Let $P$ be a polynomial with integer (real) coefficients such that; (1) - the coefficient of the leading term and the coefficient of the independent term (counted as the coefficient of $x^0, 0$ degree) are odd; (2) -The total number of odd coefficients is odd.

Like in
$P(x) = x^3 - 5x^2 + 2x -7$
$P(x) = 9x^3 - 6 x^2 + 3x -5$
$P(x) = x^4 +5x^3 + 7x^2 + x +1$
$P(x) = 7x^5 + 2x^4 - x^3 + 2x^2 - 8x -3$
Prove that $P$ has no root such that both the real and the imaginary parts are rational. In other words, if $a + bi$ is a root of $P$ , then at least one of the numbers $a$ and $b$ is irrational

Opalg · #2 $Old$ June 20th, 2008, 03:14 PM

Let $P(x) = a_nx^n + \ldots+a_1x+a_0$ , and suppose that $x = \textstyle\frac{p+iq}r$ is a root, where p, q and r are integers with no common factor.
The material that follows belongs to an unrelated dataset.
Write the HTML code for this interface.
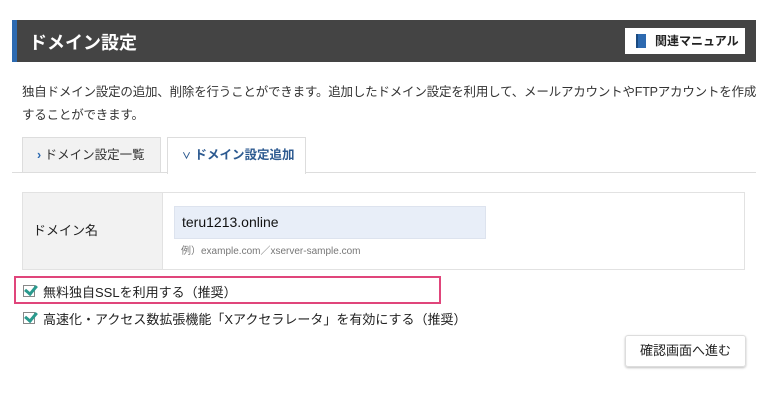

Then

. . . . . $a_n(p+iq)^n + a_{n-1}(p+iq)^{n-1}r + \ldots + a_1(p+iq)r^{n-1} + a_0r^n = 0$ .. . . . . (*)

If r is even then 2=(1+i)(1-i) divides $a_n(p+iq)^n$ . Since 1±i are Gaussian primes which do not divide a_0, they must divide p+iq. Thus p and q are both even, contradicting the assumption that p, q and r have no common factor. Therefore r is odd.

If 1+i divides p+iq then it divides r (since it cannot divide the odd number a_0). But then 1-i will also divide r, and so r is even. This is another contrdiction, and we conclude that 1+i does not divide p+iq.

Next, notice that 1+i divides the Gaussian integer m+in if and only if m and n have the same parity (both even or both odd). If we call a Gaussian integer "even" if it is a multiple of 1+i, and "odd" if it is not, then "even" and "odd" have the same additivity and multiplicativity properties as they do for real integers. That is, the sum of two "odd" Gaussian integers is "even", as is the sum of two "even" integers, whereas the sum of an "odd" integer and an "even" integer is "odd". Also, the product of two Gaussian integers is "even" unless both of them are "odd", in which case the product is "odd".

Coming back to (*), you see that the left side contains an odd number of "odd" terms, and is therefore "odd". But the right side is 0, which is "even". That is the final contradiction, showing that the original assumption (that (*) has a solution with rational real and imaginary parts) is false.